What you are asked to do
Write out the whole listing again, exactly as given.

Given data
---

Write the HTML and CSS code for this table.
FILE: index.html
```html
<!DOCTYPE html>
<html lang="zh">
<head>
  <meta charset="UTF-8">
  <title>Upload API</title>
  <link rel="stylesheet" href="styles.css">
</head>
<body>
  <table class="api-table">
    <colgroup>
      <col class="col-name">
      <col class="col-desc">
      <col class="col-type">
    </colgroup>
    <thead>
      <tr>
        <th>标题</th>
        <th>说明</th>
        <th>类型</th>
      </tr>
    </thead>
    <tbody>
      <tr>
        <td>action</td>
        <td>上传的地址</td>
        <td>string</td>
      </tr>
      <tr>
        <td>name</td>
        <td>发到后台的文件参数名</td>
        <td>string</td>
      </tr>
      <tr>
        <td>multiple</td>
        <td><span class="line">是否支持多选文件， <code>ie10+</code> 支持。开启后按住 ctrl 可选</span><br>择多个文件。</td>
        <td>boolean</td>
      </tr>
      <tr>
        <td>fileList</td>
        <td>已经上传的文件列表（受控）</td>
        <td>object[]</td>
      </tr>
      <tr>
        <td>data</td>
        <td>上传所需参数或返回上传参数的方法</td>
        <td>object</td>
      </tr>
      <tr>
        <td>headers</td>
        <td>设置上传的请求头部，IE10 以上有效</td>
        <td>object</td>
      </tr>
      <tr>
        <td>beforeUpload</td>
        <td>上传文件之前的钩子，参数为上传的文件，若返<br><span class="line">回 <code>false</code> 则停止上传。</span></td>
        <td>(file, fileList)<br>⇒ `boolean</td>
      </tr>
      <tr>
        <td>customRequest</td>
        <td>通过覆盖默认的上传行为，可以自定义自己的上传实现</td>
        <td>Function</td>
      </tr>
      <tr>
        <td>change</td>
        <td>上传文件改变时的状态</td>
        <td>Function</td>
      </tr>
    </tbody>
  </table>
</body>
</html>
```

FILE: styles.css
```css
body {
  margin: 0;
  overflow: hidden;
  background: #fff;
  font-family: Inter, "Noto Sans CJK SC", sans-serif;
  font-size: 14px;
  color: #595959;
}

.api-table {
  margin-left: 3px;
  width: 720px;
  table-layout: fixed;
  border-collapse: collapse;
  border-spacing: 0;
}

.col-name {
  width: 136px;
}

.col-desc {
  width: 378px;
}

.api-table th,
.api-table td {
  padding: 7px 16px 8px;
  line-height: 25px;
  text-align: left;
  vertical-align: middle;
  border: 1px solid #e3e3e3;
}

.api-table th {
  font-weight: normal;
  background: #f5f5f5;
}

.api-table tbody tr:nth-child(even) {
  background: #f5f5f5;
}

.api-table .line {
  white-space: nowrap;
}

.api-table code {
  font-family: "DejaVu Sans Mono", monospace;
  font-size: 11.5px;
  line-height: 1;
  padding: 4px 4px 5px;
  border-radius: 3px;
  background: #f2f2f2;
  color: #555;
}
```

---

Exercise result
Write the HTML and CSS code for this table.
FILE: index.html
```html
<!DOCTYPE html>
<html lang="zh">
<head>
  <meta charset="UTF-8">
  <title>Upload API</title>
  <link rel="stylesheet" href="styles.css">
</head>
<body>
  <table class="api-table">
    <colgroup>
      <col class="col-name">
      <col class="col-desc">
      <col class="col-type">
    </colgroup>
    <thead>
      <tr>
        <th>标题</th>
        <th>说明</th>
        <th>类型</th>
      </tr>
    </thead>
    <tbody>
      <tr>
        <td>action</td>
        <td>上传的地址</td>
        <td>string</td>
      </tr>
      <tr>
        <td>name</td>
        <td>发到后台的文件参数名</td>
        <td>string</td>
      </tr>
      <tr>
        <td>multiple</td>
        <td><span class="line">是否支持多选文件， <code>ie10+</code> 支持。开启后按住 ctrl 可选</span><br>择多个文件。</td>
        <td>boolean</td>
      </tr>
      <tr>
        <td>fileList</td>
        <td>已经上传的文件列表（受控）</td>
        <td>object[]</td>
      </tr>
      <tr>
        <td>data</td>
        <td>上传所需参数或返回上传参数的方法</td>
        <td>object</td>
      </tr>
      <tr>
        <td>headers</td>
        <td>设置上传的请求头部，IE10 以上有效</td>
        <td>object</td>
      </tr>
      <tr>
        <td>beforeUpload</td>
        <td>上传文件之前的钩子，参数为上传的文件，若返<br><span class="line">回 <code>false</code> 则停止上传。</span></td>
        <td>(file, fileList)<br>⇒ `boolean</td>
      </tr>
      <tr>
        <td>customRequest</td>
        <td>通过覆盖默认的上传行为，可以自定义自己的上传实现</td>
        <td>Function</td>
      </tr>
      <tr>
        <td>change</td>
        <td>上传文件改变时的状态</td>
        <td>Function</td>
      </tr>
    </tbody>
  </table>
</body>
</html>
```

FILE: styles.css
```css
body {
  margin: 0;
  overflow: hidden;
  background: #fff;
  font-family: Inter, "Noto Sans CJK SC", sans-serif;
  font-size: 14px;
  color: #595959;
}

.api-table {
  margin-left: 3px;
  width: 720px;
  table-layout: fixed;
  border-collapse: collapse;
  border-spacing: 0;
}

.col-name {
  width: 136px;
}

.col-desc {
  width: 378px;
}

.api-table th,
.api-table td {
  padding: 7px 16px 8px;
  line-height: 25px;
  text-align: left;
  vertical-align: middle;
  border: 1px solid #e3e3e3;
}

.api-table th {
  font-weight: normal;
  background: #f5f5f5;
}

.api-table tbody tr:nth-child(even) {
  background: #f5f5f5;
}

.api-table .line {
  white-space: nowrap;
}

.api-table code {
  font-family: "DejaVu Sans Mono", monospace;
  font-size: 11.5px;
  line-height: 1;
  padding: 4px 4px 5px;
  border-radius: 3px;
  background: #f2f2f2;
  color: #555;
}
```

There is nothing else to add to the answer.